**OBJECTIVE:** All records should be reproduced verbatim.

**GIVEN DATA:**

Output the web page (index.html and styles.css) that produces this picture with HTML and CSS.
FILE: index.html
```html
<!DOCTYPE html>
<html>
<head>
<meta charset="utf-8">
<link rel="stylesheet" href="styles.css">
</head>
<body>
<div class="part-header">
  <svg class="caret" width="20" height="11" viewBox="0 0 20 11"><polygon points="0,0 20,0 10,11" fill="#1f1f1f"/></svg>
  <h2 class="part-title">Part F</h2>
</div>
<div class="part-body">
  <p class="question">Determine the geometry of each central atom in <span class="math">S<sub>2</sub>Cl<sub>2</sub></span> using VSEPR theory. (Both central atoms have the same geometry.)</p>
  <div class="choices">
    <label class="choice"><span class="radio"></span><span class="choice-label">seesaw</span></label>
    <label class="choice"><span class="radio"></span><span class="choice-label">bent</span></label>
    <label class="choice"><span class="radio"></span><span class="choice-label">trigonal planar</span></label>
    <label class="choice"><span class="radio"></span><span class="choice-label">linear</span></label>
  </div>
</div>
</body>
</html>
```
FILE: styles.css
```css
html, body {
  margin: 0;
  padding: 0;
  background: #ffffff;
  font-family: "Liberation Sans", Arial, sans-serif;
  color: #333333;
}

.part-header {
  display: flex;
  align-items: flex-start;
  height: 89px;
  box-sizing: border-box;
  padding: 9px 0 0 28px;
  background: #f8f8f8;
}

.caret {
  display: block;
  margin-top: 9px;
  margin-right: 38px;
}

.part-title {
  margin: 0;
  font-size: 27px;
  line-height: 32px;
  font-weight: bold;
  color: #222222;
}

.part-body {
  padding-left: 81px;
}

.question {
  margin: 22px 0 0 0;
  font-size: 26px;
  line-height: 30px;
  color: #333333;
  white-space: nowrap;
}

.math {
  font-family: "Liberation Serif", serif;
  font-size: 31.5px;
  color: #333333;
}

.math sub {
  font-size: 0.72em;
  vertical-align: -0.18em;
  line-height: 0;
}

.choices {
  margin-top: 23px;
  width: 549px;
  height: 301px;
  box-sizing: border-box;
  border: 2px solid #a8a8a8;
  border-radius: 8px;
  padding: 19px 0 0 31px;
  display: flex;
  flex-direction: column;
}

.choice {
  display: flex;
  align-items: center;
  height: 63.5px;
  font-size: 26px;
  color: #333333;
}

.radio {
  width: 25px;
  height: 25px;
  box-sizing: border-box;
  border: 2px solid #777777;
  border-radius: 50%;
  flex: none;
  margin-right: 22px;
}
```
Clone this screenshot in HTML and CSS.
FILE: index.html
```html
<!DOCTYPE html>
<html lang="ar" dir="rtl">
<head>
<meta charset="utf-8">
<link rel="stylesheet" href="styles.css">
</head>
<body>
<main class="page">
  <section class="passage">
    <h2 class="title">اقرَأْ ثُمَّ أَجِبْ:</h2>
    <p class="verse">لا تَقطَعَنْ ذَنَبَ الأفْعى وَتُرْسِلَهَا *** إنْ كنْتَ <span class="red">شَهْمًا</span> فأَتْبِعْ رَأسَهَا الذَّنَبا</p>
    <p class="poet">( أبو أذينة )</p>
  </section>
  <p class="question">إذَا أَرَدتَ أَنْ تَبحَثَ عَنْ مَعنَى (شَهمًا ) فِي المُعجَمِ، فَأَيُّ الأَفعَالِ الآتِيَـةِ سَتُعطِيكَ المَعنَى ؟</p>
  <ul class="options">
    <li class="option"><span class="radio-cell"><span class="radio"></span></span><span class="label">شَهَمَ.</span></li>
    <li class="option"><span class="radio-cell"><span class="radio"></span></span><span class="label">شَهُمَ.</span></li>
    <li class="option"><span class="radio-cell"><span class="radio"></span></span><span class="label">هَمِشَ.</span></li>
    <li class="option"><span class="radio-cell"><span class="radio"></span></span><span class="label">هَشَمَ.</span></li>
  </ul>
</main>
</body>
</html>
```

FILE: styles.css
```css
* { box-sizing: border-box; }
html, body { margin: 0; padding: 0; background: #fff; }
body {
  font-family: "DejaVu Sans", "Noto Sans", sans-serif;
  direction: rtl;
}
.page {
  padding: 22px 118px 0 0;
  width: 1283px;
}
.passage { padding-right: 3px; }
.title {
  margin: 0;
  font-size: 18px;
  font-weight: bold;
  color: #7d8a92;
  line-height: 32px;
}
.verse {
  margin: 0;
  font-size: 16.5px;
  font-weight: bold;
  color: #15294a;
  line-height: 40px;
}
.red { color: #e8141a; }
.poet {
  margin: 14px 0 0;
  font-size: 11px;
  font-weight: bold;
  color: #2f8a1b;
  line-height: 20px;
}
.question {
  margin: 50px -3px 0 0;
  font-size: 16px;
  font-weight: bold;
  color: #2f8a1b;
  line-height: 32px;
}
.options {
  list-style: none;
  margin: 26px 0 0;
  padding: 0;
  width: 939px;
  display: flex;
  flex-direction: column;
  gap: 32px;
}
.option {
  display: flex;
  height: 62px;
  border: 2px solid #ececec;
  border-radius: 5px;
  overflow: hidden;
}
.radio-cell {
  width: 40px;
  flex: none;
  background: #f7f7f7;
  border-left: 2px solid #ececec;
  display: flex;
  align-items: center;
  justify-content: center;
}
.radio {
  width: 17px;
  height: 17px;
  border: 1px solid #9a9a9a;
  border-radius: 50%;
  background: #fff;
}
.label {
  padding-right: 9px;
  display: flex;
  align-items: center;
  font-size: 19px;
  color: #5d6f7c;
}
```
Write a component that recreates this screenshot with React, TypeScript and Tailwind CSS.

**IN RESPONSE:**
Output the web page (index.html and styles.css) that produces this picture with HTML and CSS.
FILE: index.html
```html
<!DOCTYPE html>
<html>
<head>
<meta charset="utf-8">
<link rel="stylesheet" href="styles.css">
</head>
<body>
<div class="part-header">
  <svg class="caret" width="20" height="11" viewBox="0 0 20 11"><polygon points="0,0 20,0 10,11" fill="#1f1f1f"/></svg>
  <h2 class="part-title">Part F</h2>
</div>
<div class="part-body">
  <p class="question">Determine the geometry of each central atom in <span class="math">S<sub>2</sub>Cl<sub>2</sub></span> using VSEPR theory. (Both central atoms have the same geometry.)</p>
  <div class="choices">
    <label class="choice"><span class="radio"></span><span class="choice-label">seesaw</span></label>
    <label class="choice"><span class="radio"></span><span class="choice-label">bent</span></label>
    <label class="choice"><span class="radio"></span><span class="choice-label">trigonal planar</span></label>
    <label class="choice"><span class="radio"></span><span class="choice-label">linear</span></label>
  </div>
</div>
</body>
</html>
```
FILE: styles.css
```css
html, body {
  margin: 0;
  padding: 0;
  background: #ffffff;
  font-family: "Liberation Sans", Arial, sans-serif;
  color: #333333;
}

.part-header {
  display: flex;
  align-items: flex-start;
  height: 89px;
  box-sizing: border-box;
  padding: 9px 0 0 28px;
  background: #f8f8f8;
}

.caret {
  display: block;
  margin-top: 9px;
  margin-right: 38px;
}

.part-title {
  margin: 0;
  font-size: 27px;
  line-height: 32px;
  font-weight: bold;
  color: #222222;
}

.part-body {
  padding-left: 81px;
}

.question {
  margin: 22px 0 0 0;
  font-size: 26px;
  line-height: 30px;
  color: #333333;
  white-space: nowrap;
}

.math {
  font-family: "Liberation Serif", serif;
  font-size: 31.5px;
  color: #333333;
}

.math sub {
  font-size: 0.72em;
  vertical-align: -0.18em;
  line-height: 0;
}

.choices {
  margin-top: 23px;
  width: 549px;
  height: 301px;
  box-sizing: border-box;
  border: 2px solid #a8a8a8;
  border-radius: 8px;
  padding: 19px 0 0 31px;
  display: flex;
  flex-direction: column;
}

.choice {
  display: flex;
  align-items: center;
  height: 63.5px;
  font-size: 26px;
  color: #333333;
}

.radio {
  width: 25px;
  height: 25px;
  box-sizing: border-box;
  border: 2px solid #777777;
  border-radius: 50%;
  flex: none;
  margin-right: 22px;
}
```
Clone this screenshot in HTML and CSS.
FILE: index.html
```html
<!DOCTYPE html>
<html lang="ar" dir="rtl">
<head>
<meta charset="utf-8">
<link rel="stylesheet" href="styles.css">
</head>
<body>
<main class="page">
  <section class="passage">
    <h2 class="title">اقرَأْ ثُمَّ أَجِبْ:</h2>
    <p class="verse">لا تَقطَعَنْ ذَنَبَ الأفْعى وَتُرْسِلَهَا *** إنْ كنْتَ <span class="red">شَهْمًا</span> فأَتْبِعْ رَأسَهَا الذَّنَبا</p>
    <p class="poet">( أبو أذينة )</p>
  </section>
  <p class="question">إذَا أَرَدتَ أَنْ تَبحَثَ عَنْ مَعنَى (شَهمًا ) فِي المُعجَمِ، فَأَيُّ الأَفعَالِ الآتِيَـةِ سَتُعطِيكَ المَعنَى ؟</p>
  <ul class="options">
    <li class="option"><span class="radio-cell"><span class="radio"></span></span><span class="label">شَهَمَ.</span></li>
    <li class="option"><span class="radio-cell"><span class="radio"></span></span><span class="label">شَهُمَ.</span></li>
    <li class="option"><span class="radio-cell"><span class="radio"></span></span><span class="label">هَمِشَ.</span></li>
    <li class="option"><span class="radio-cell"><span class="radio"></span></span><span class="label">هَشَمَ.</span></li>
  </ul>
</main>
</body>
</html>
```

FILE: styles.css
```css
* { box-sizing: border-box; }
html, body { margin: 0; padding: 0; background: #fff; }
body {
  font-family: "DejaVu Sans", "Noto Sans", sans-serif;
  direction: rtl;
}
.page {
  padding: 22px 118px 0 0;
  width: 1283px;
}
.passage { padding-right: 3px; }
.title {
  margin: 0;
  font-size: 18px;
  font-weight: bold;
  color: #7d8a92;
  line-height: 32px;
}
.verse {
  margin: 0;
  font-size: 16.5px;
  font-weight: bold;
  color: #15294a;
  line-height: 40px;
}
.red { color: #e8141a; }
.poet {
  margin: 14px 0 0;
  font-size: 11px;
  font-weight: bold;
  color: #2f8a1b;
  line-height: 20px;
}
.question {
  margin: 50px -3px 0 0;
  font-size: 16px;
  font-weight: bold;
  color: #2f8a1b;
  line-height: 32px;
}
.options {
  list-style: none;
  margin: 26px 0 0;
  padding: 0;
  width: 939px;
  display: flex;
  flex-direction: column;
  gap: 32px;
}
.option {
  display: flex;
  height: 62px;
  border: 2px solid #ececec;
  border-radius: 5px;
  overflow: hidden;
}
.radio-cell {
  width: 40px;
  flex: none;
  background: #f7f7f7;
  border-left: 2px solid #ececec;
  display: flex;
  align-items: center;
  justify-content: center;
}
.radio {
  width: 17px;
  height: 17px;
  border: 1px solid #9a9a9a;
  border-radius: 50%;
  background: #fff;
}
.label {
  padding-right: 9px;
  display: flex;
  align-items: center;
  font-size: 19px;
  color: #5d6f7c;
}
```
Write a component that recreates this screenshot with React, TypeScript and Tailwind CSS.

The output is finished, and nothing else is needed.